Un ring
Uno dei due pugili gioca sporco, colpi sotto la cintura e se l’arbitro interviene rischia anche lui. I secondi dell’altro campione, lungi dal sostenerlo lo attaccano ai fianchi. Questo sta accadendo da 15 anni. Sette sono i campioni che Berlusconi si compiace di aver atterrato. E se fino a Prodi si attribuiva al coacervo di secondi la colpa della caduta del campione, ora la vocazione maggioritaria ha ristretto la responsabilità. Ad ogni esternazione in libertà perdiamo un pezzo di elettorato.
Si, scarichiamo la nostra rabbia. Poi ragioniamo. Innanzi tutto cominciamo a dire che l’unica cosa da evitare è quella che emozionalmente emerge come la prima a cui lasciarsi andare: abbandonare la partita.

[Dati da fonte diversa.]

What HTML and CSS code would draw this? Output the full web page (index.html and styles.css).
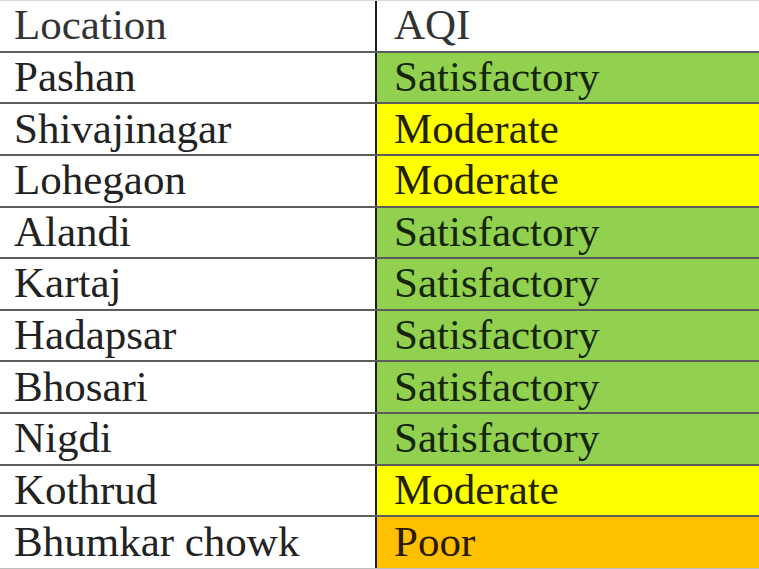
FILE: index.html
```html
<!DOCTYPE html>
<html>
<head>
<meta charset="utf-8">
<link rel="stylesheet" href="styles.css">
</head>
<body>
<div class="aqi-table">
  <div class="row header"><div class="loc">Location</div><div class="val">AQI</div></div>
  <div class="row"><div class="loc">Pashan</div><div class="val sat">Satisfactory</div></div>
  <div class="row"><div class="loc">Shivajinagar</div><div class="val mod">Moderate</div></div>
  <div class="row"><div class="loc">Lohegaon</div><div class="val mod">Moderate</div></div>
  <div class="row"><div class="loc">Alandi</div><div class="val sat">Satisfactory</div></div>
  <div class="row"><div class="loc">Kartaj</div><div class="val sat">Satisfactory</div></div>
  <div class="row"><div class="loc">Hadapsar</div><div class="val sat">Satisfactory</div></div>
  <div class="row"><div class="loc">Bhosari</div><div class="val sat">Satisfactory</div></div>
  <div class="row"><div class="loc">Nigdi</div><div class="val sat">Satisfactory</div></div>
  <div class="row"><div class="loc">Kothrud</div><div class="val mod">Moderate</div></div>
  <div class="row last"><div class="loc">Bhumkar chowk</div><div class="val poor">Poor</div></div>
</div>
</body>
</html>
```
FILE: styles.css
```css
html, body {
  margin: 0;
  padding: 0;
  background: #ffffff;
}
.aqi-table {
  width: 759px;
  height: 569px;
  display: grid;
  grid-template-rows: repeat(11, 1fr);
  border-top: 1px solid #d6d6d6;
  box-sizing: border-box;
  font-family: "Liberation Serif", "Tinos", "Times New Roman", "DejaVu Serif", serif;
  font-size: 43px;
  color: #222;
}
.row {
  display: flex;
  border-bottom: 2px solid #5c5c5c;
  min-height: 0;
}
.row.last {
  border-bottom: 1px solid #bdbdbd;
}
.loc {
  width: 377px;
  flex: none;
  border-right: 2px solid #1e1e1e;
  padding-left: 14px;
  display: flex;
  align-items: center;
  box-sizing: border-box;
  line-height: 1;
  padding-bottom: 2px;
}
.val {
  flex: 1;
  padding-left: 17px;
  display: flex;
  align-items: center;
  line-height: 1;
  padding-bottom: 2px;
}
.val.sat { background: #92d050; color: #14250a; }
.val.mod { background: #ffff00; color: #222200; }
.val.poor { background: #ffc000; color: #2a1a00; }
.header .loc, .header .val { color: #333; }
```
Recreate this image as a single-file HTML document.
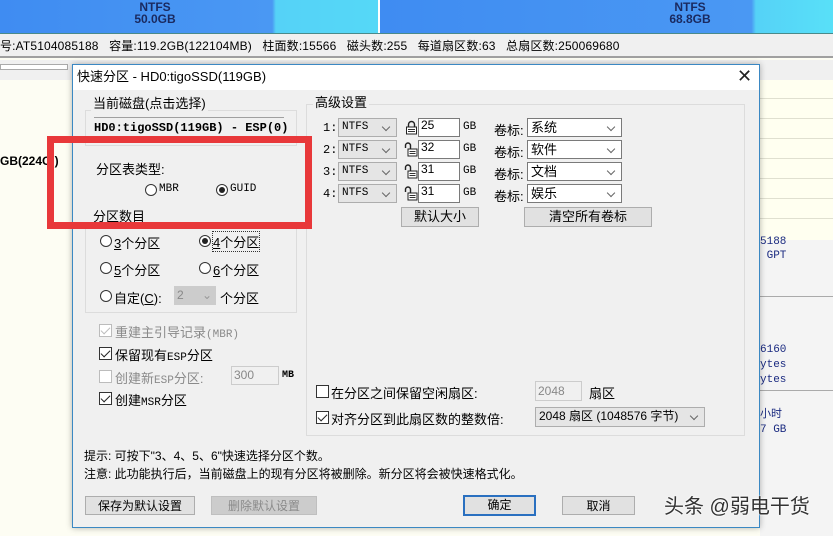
<!DOCTYPE html>
<html><head><meta charset="utf-8"><style>
*{margin:0;padding:0;box-sizing:border-box}
body{width:833px;height:536px;overflow:hidden;position:relative;background:#fdfdf3;font-family:"Liberation Sans","Noto Sans CJK SC",sans-serif;font-size:12px;color:#000}
.a{position:absolute;white-space:nowrap}
.mono{font-family:"Liberation Mono","Noto Sans CJK SC",monospace}
.grp{position:absolute;border:1px solid #dcdcdc}
.lbl{position:absolute;background:#f0f0f0;padding:0 2px;font-size:12px;line-height:14px}
.cb{position:absolute;width:19px;height:19px;background:#e5e5e5;border:1px solid #adadad;font-size:11px;line-height:17px;padding-left:3px}
.cb:after{content:"";position:absolute;right:7px;top:5px;width:5px;height:5px;border-right:1px solid #666;border-bottom:1px solid #666;transform:rotate(45deg)}
.wcb{background:#fff;border-color:#7a7a7a}
.in{position:absolute;background:#fff;border:1px solid #7a7a7a;height:19px;font-size:12px;line-height:17px;padding-left:2px}
.btn{position:absolute;background:#e1e1e1;border:1px solid #adadad;text-align:center;font-size:12px;line-height:18px}
.rd{position:absolute;width:12px;height:12px;border:1px solid #333;border-radius:50%;background:#fff}
.rd.on:after{content:"";position:absolute;left:2px;top:2px;width:6px;height:6px;border-radius:50%;background:#222}
.ck{position:absolute;width:13px;height:13px;border:1px solid #333;background:#fff}
.ck.on:after{content:"";position:absolute;left:3px;top:0px;width:4px;height:8px;border-right:1.5px solid #222;border-bottom:1.5px solid #222;transform:rotate(45deg)}
.ck.dis{border-color:#bcbcbc}
.ck.dis:after{border-color:#bcbcbc}
svg.lk{position:absolute}
</style></head><body>
<!-- top bar -->
<div class="a" style="left:0;top:0;width:378px;height:34px;background:linear-gradient(90deg,#3f8cf2 0%,#4a98f3 72%,#55d2f7 73%,#55d8f7 100%)"></div>
<div class="a" style="left:378px;top:0;width:2px;height:34px;background:#fff"></div>
<div class="a" style="left:380px;top:0;width:453px;height:34px;background:linear-gradient(90deg,#3f8cf2 0%,#4a98f3 82%,#55d2f7 83%,#58e0f8 100%)"></div>
<div class="a" style="left:0;top:33px;width:833px;height:1px;background:#4a8a8a"></div>
<div class="a" style="left:125px;top:1px;width:60px;text-align:center;font-weight:bold;font-size:12px;line-height:12px;color:#1a2a60">NTFS<br>50.0GB</div>
<div class="a" style="left:660px;top:1px;width:60px;text-align:center;font-weight:bold;font-size:12px;line-height:12px;color:#1a2a60">NTFS<br>68.8GB</div>
<!-- info bar -->
<div class="a" style="left:0;top:34px;width:833px;height:24px;background:#f0f0f0;border-bottom:2px solid #a0a0a0"></div>
<div class="a" style="left:0;top:38px;font-size:12px;line-height:16px;letter-spacing:0.15px">号:AT5104085188&nbsp;&nbsp;&nbsp;容量:119.2GB(122104MB)&nbsp;&nbsp;&nbsp;柱面数:15566&nbsp;&nbsp;&nbsp;磁头数:255&nbsp;&nbsp;&nbsp;每道扇区数:63&nbsp;&nbsp;&nbsp;总扇区数:250069680</div>
<div class="a" style="left:0;top:60px;width:833px;height:20px;background:#f0f0f0"></div>
<div class="a" style="left:0;top:64px;width:68px;height:6px;border:1px solid #aaa;background:#fff"></div>
<div class="a" style="left:0;top:154px;font-weight:bold;font-size:12px" >GB(224G )</div>
<!-- right panel -->
<div class="a" style="left:760px;top:80px;width:73px;height:160px;background:#fffff0"></div>
<div class="a" style="left:760px;top:98px;width:73px;height:1px;background:#e0e0d0"></div>
<div class="a" style="left:760px;top:118px;width:73px;height:1px;background:#e0e0d0"></div>
<div class="a" style="left:760px;top:138px;width:73px;height:1px;background:#e0e0d0"></div>
<div class="a" style="left:760px;top:158px;width:73px;height:1px;background:#e0e0d0"></div>
<div class="a" style="left:760px;top:178px;width:73px;height:1px;background:#e0e0d0"></div>
<div class="a" style="left:760px;top:198px;width:73px;height:1px;background:#e0e0d0"></div>
<div class="a" style="left:760px;top:218px;width:73px;height:1px;background:#e0e0d0"></div>
<div class="a" style="left:760px;top:240px;width:73px;height:296px;background:#f4f4f4"></div>
<div class="a" style="left:760px;top:296px;width:73px;height:1px;background:#aaa"></div>
<div class="a" style="left:760px;top:390px;width:73px;height:1px;background:#aaa"></div>
<div class="a mono" style="left:760px;top:235px;font-size:11px;line-height:14px;color:#1a2a80">5188<br>&nbsp;GPT</div>
<div class="a mono" style="left:760px;top:343px;font-size:11px;line-height:15px;color:#1a2a80">6160<br>ytes<br>ytes</div>
<div class="a mono" style="left:760px;top:408px;font-size:11px;line-height:15px;color:#1a2a80">小时<br>7 GB</div>
<!-- dialog -->
<div class="a" style="left:72px;top:64px;width:688px;height:464px;background:#f0f0f0;border:1px solid #3b88c3;box-shadow:0 0 6px rgba(0,0,0,.3)"></div>
<div class="a" style="left:73px;top:65px;width:686px;height:25px;background:#fff"></div>
<div class="a" style="left:77px;top:69px;font-size:13px;line-height:16px">快速分区 - HD0:tigoSSD(119GB)</div>
<div class="a" style="left:737px;top:66px;font-size:18px;line-height:20px;color:#222">✕</div>

<div class="grp" style="left:85px;top:110px;width:212px;height:36px"></div>
<div class="lbl" style="left:91px;top:97px;font-size:13px">当前磁盘(点击选择)</div>
<div class="a" style="left:94px;top:117px;width:190px;height:19px;border-top:1px solid #a0a0a0;font-weight:bold;font-family:'Liberation Mono','Noto Sans CJK SC',monospace;font-size:12px;line-height:20px">HD0:tigoSSD(119GB) - ESP(0)</div>
<div class="a" style="left:96px;top:159px;font-size:13px">分区表类型:</div>
<div class="rd" style="left:145px;top:184px"></div><div class="a mono" style="left:159px;top:183px;font-size:11px">MBR</div>
<div class="rd on" style="left:216px;top:184px"></div><div class="a mono" style="left:230px;top:183px;font-size:11px">GUID</div>

<div class="grp" style="left:85px;top:222px;width:212px;height:91px"></div>
<div class="lbl" style="left:91px;top:210px;font-size:13px">分区数目</div>
<div class="rd" style="left:100px;top:235px"></div><div class="a" style="left:114px;top:233px;font-size:13px"><u>3</u>个分区</div>
<div class="rd on" style="left:199px;top:235px"></div><div class="a" style="left:213px;top:232px;font-size:13px;outline:1px dotted #333"><u>4</u>个分区</div>
<div class="rd" style="left:100px;top:262px"></div><div class="a" style="left:114px;top:260px;font-size:13px"><u>5</u>个分区</div>
<div class="rd" style="left:199px;top:262px"></div><div class="a" style="left:213px;top:260px;font-size:13px"><u>6</u>个分区</div>
<div class="rd" style="left:100px;top:290px"></div><div class="a" style="left:114px;top:288px;font-size:13px">自定(<u>C</u>):</div>
<div class="a" style="left:174px;top:286px;width:42px;height:19px;background:#ccc;color:#888;font-size:12px;line-height:19px;padding-left:3px">2<span style="position:absolute;right:4px;color:#999">⌄</span></div>
<div class="a" style="left:220px;top:288px;font-size:13px">个分区</div>

<div class="ck on dis" style="left:99px;top:324px"></div><div class="a" style="left:115px;top:322px;font-size:13px;color:#8a8a8a">重建主引导记录<span class="mono" style="font-size:11px">(MBR)</span></div>
<div class="ck on" style="left:99px;top:347px"></div><div class="a" style="left:115px;top:345px;font-size:13px">保留现有<span class="mono" style="font-size:11px">ESP</span>分区</div>
<div class="ck dis" style="left:99px;top:370px"></div><div class="a" style="left:115px;top:368px;font-size:13px;color:#8a8a8a">创建新<span class="mono" style="font-size:11px">ESP</span>分区:</div>
<div class="a" style="left:231px;top:366px;width:48px;height:19px;border:1px solid #ccc;color:#888;font-size:12px;line-height:17px;padding-left:2px;background:#f0f0f0">300</div>
<div class="a mono" style="left:282px;top:370px;font-size:10px;font-weight:bold">MB</div>
<div class="ck on" style="left:99px;top:392px"></div><div class="a" style="left:115px;top:390px;font-size:13px">创建<span class="mono" style="font-size:11px">MSR</span>分区</div>

<!-- advanced -->
<div class="grp" style="left:306px;top:104px;width:439px;height:332px"></div>
<div class="lbl" style="left:313px;top:96px;font-size:13px">高级设置</div>

<div class="a mono" style="left:323px;top:121px;font-size:12px;line-height:14px">1:</div>
<div class="a mono" style="left:323px;top:143px;font-size:12px">2:</div>
<div class="a mono" style="left:323px;top:165px;font-size:12px">3:</div>
<div class="a mono" style="left:323px;top:187px;font-size:12px">4:</div>

<div class="cb mono" style="left:338px;top:118px;width:59px">NTFS</div>
<div class="cb mono" style="left:338px;top:140px;width:59px">NTFS</div>
<div class="cb mono" style="left:338px;top:162px;width:59px">NTFS</div>
<div class="cb mono" style="left:338px;top:184px;width:59px">NTFS</div>

<svg class="lk" style="left:405px;top:120px" width="13" height="15" viewBox="0 0 13 15"><path d="M3.5 7V4.5a3 3 0 0 1 6 0V7" fill="none" stroke="#222" stroke-width="1.4"/><rect x="1.5" y="7" width="10" height="7" fill="#fff" stroke="#222"/><path d="M3 9.5h7M3 11.5h7" stroke="#333"/></svg>
<svg class="lk" style="left:404px;top:142px" width="14" height="15" viewBox="0 0 14 15"><path d="M1.5 6V3.5a2.5 2.5 0 0 1 5 0V7" fill="none" stroke="#222" stroke-width="1.4"/><rect x="4" y="7" width="9" height="7" fill="#fff" stroke="#222"/><path d="M5.5 9.5h6M5.5 11.5h6" stroke="#333"/></svg>
<svg class="lk" style="left:404px;top:164px" width="14" height="15" viewBox="0 0 14 15"><path d="M1.5 6V3.5a2.5 2.5 0 0 1 5 0V7" fill="none" stroke="#222" stroke-width="1.4"/><rect x="4" y="7" width="9" height="7" fill="#fff" stroke="#222"/><path d="M5.5 9.5h6M5.5 11.5h6" stroke="#333"/></svg>
<svg class="lk" style="left:404px;top:186px" width="14" height="15" viewBox="0 0 14 15"><path d="M1.5 6V3.5a2.5 2.5 0 0 1 5 0V7" fill="none" stroke="#222" stroke-width="1.4"/><rect x="4" y="7" width="9" height="7" fill="#fff" stroke="#222"/><path d="M5.5 9.5h6M5.5 11.5h6" stroke="#333"/></svg>

<div class="in" style="left:418px;top:118px;width:42px;line-height:12px">25</div>
<div class="in" style="left:418px;top:140px;width:42px;line-height:12px">32</div>
<div class="in" style="left:418px;top:162px;width:42px;line-height:12px">31</div>
<div class="in" style="left:418px;top:184px;width:42px;line-height:12px">31</div>

<div class="a mono" style="left:463px;top:121px;font-size:11px">GB</div>
<div class="a mono" style="left:463px;top:143px;font-size:11px">GB</div>
<div class="a mono" style="left:463px;top:165px;font-size:11px">GB</div>
<div class="a mono" style="left:463px;top:187px;font-size:11px">GB</div>

<div class="a" style="left:494px;top:120px;font-size:13px">卷标:</div>
<div class="a" style="left:494px;top:142px;font-size:13px">卷标:</div>
<div class="a" style="left:494px;top:164px;font-size:13px">卷标:</div>
<div class="a" style="left:494px;top:186px;font-size:13px">卷标:</div>

<div class="cb wcb" style="left:527px;top:118px;width:95px;font-size:13px">系统</div>
<div class="cb wcb" style="left:527px;top:140px;width:95px;font-size:13px">软件</div>
<div class="cb wcb" style="left:527px;top:162px;width:95px;font-size:13px">文档</div>
<div class="cb wcb" style="left:527px;top:184px;width:95px;font-size:13px">娱乐</div>

<div class="btn" style="left:401px;top:207px;width:78px;height:20px;font-size:13px">默认大小</div>
<div class="btn" style="left:524px;top:207px;width:128px;height:20px;font-size:13px">清空所有卷标</div>

<div class="ck" style="left:316px;top:385px"></div><div class="a" style="left:331px;top:383px;font-size:13px">在分区之间保留空闲扇区:</div>
<div class="a" style="left:535px;top:381px;width:47px;height:20px;border:1px solid #ccc;color:#888;font-size:12px;line-height:18px;padding-left:2px">2048</div>
<div class="a" style="left:589px;top:383px;font-size:13px">扇区</div>
<div class="ck on" style="left:316px;top:411px"></div><div class="a" style="left:331px;top:409px;font-size:13px">对齐分区到此扇区数的整数倍:</div>
<div class="cb" style="left:535px;top:407px;width:170px;height:20px;font-size:12px">2048 扇区 (1048576 字节)</div>

<div class="a" style="left:84px;top:447px;font-size:12px">提示: 可按下"3、4、5、6"快速选择分区个数。</div>
<div class="a" style="left:84px;top:465px;font-size:12px">注意: 此功能执行后，当前磁盘上的现有分区将被删除。新分区将会被快速格式化。</div>

<div class="btn" style="left:85px;top:496px;width:110px;height:19px">保存为默认设置</div>
<div class="btn" style="left:211px;top:496px;width:106px;height:19px;background:#ccc;border-color:#bfbfbf;color:#8a8a8a">删除默认设置</div>
<div class="btn" style="left:463px;top:495px;width:73px;height:21px;border:2px solid #2a70c0;line-height:17px">确定</div>
<div class="btn" style="left:562px;top:496px;width:73px;height:19px">取消</div>

<!-- red box -->
<div class="a" style="left:47px;top:136px;width:265px;height:93px;border:7px solid #e8383a"></div>

<div class="a" style="left:664px;top:494px;font-size:20px;line-height:26px;color:#333;text-shadow:0 0 2px #fff,0 0 2px #fff">头条 @弱电干货</div>
</body></html>
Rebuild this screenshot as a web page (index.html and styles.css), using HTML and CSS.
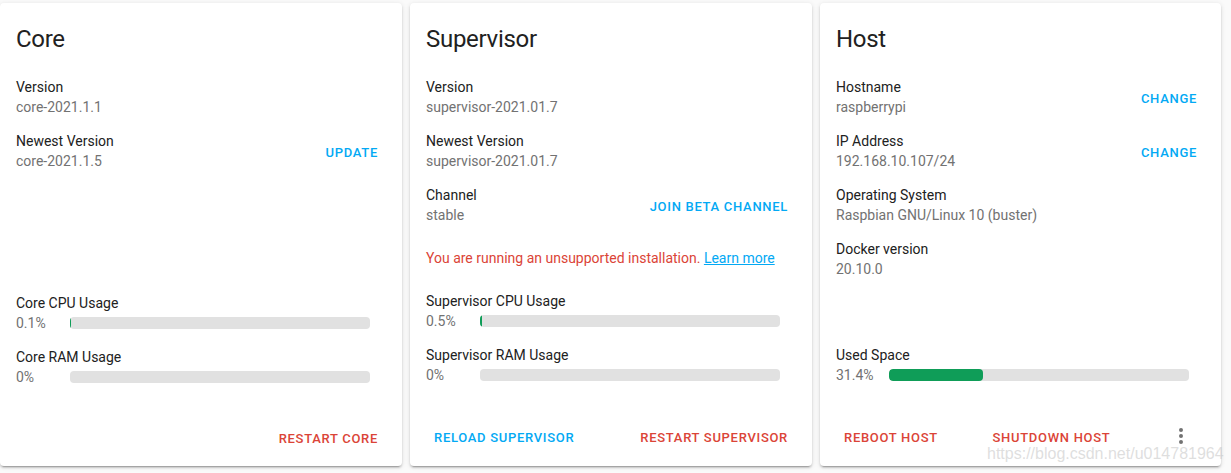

Allora vanno individuati i punti fermi da cui ripartire. Per qualcuno sarà come raschiare il fondo del barile dell’ottimismo , ma tant’è….
Cominciamo con il rifiuto di atteggiamenti da catastrofe annunciata: non esiste per il momento (almeno si spera) nessun pericolo di ricaduta nell'incubo di fascismi e nazismi di tanto in tanto evocati.
Parafrasando Popper credo che le società moderne abbiano maturato sufficienti anticorpi. La stessa collocazione in Europa ci aiuta ad evitare questa deriva. Resta il fatto però che esistono almeno tre elementi da considerare:
1) una sorta di dittatura mediatica imperante capace di inebetire buona parte della popolazione, specialmente i meno attrezzati dal punto di vista culturale (é proprio in queste fasce sociali che B. da esperto pubblicitario ottiene i maggiori consensi) pilotandone gli orientamenti.
2) una vasta trasformazione economica e sociale a dimensione mondiale che ha provocato la rottura degli equilibri usciti dalla fine della II guerra mondiale imponendo incertezze e paure, migrazioni bibliche, inediti scenari che i singoli paesi non sono in grado da soli di modificare (le soluzioni non possono che cercarsi a livello sovrannazionale), ma che alcune forze politiche coltivano senza scrupoli per mietere voti e consensi.
3) una sinistra (sia moderata che radicale) incapace di trovare una linea d’azione comune, l’una troppo ingessata in un riformismo mai definito, l’altra prigioniera di gabbie ideologiche passate. (E con questa affermazione mi sono fatta nemiche tutte e due).
La sinistra conserva questo peccato originale d’orgoglio per cui ognuno ritiene di essere nel giusto assoluto, ma questa irriducibilità tanti disastri ha comportato nella Storia.
Due congressi hanno decretato lo scioglimento di due partiti due anni fa. Ho partecipato a uno di essi, esprimendo le mie perplessità già allora. Poi la maggioranza ha deciso e la democrazia impone il rispetto dei numeri. Non vinci se non convinci.
Sensibilità, visioni, umori, storie, progetti diversi confluivano in un unico contenitore. Ma questo non mi aveva scandalizzata. Costringere la Binetti e la Bonino a sedersi a un tavolo per cercare un punto di convergenza era in fondo ciò che la gente chiedeva, stanca di divisioni e di esasperazioni. Posizioni inconciliabili trovavano uno spazio comune per trovare una sintesi, non al ribasso, ma la più alta possibile sulle diverse questioni.
Una illusione questa?
No, se guardiamo alla Storia del nostro paese: dalla Resistenza, alla Costituzione italiana, alla lotta al terrorismo il nostro paese ha dato prova di avere la capacità di trovare questa sintesi. Non avevamo noi gli uomini migliori? Nei posti di responsabilità non abbiamo forse insediato gli uomini e le donne più capaci?
Quando questa avventura è iniziata avevo chiesto di prestare grande attenzione alle regole. Solo regole chiare, condivise e democratiche avrebbero permesso a tutte queste differenze di fare sintesi. Qualche mese fa abbiamo approvato i nostri regolamenti: ma ogni articolo portava un nome ed un cognome. Una sorta di regolamento ad personam per salvaguardare alcuni.
Ma non ha funzionato. La controprova consiste nel fatto che ad ogni confronto qualcuno ha ritenuto di essere vittima di ingiustizia facendo saltare il tavolo.
C’è stato chi, poi, ha tenuto la valigia sempre pronta tenendo sotto scacco l’intero partito. Come se fare politica fosse come fare l’amministratore di condominio: scala A o scala B. Irrilevante.
Facciamo un esercizio notturno: prima di addormentarci ripercorriamo la lista delle ragioni che ci hanno spinti a fondare Il PD.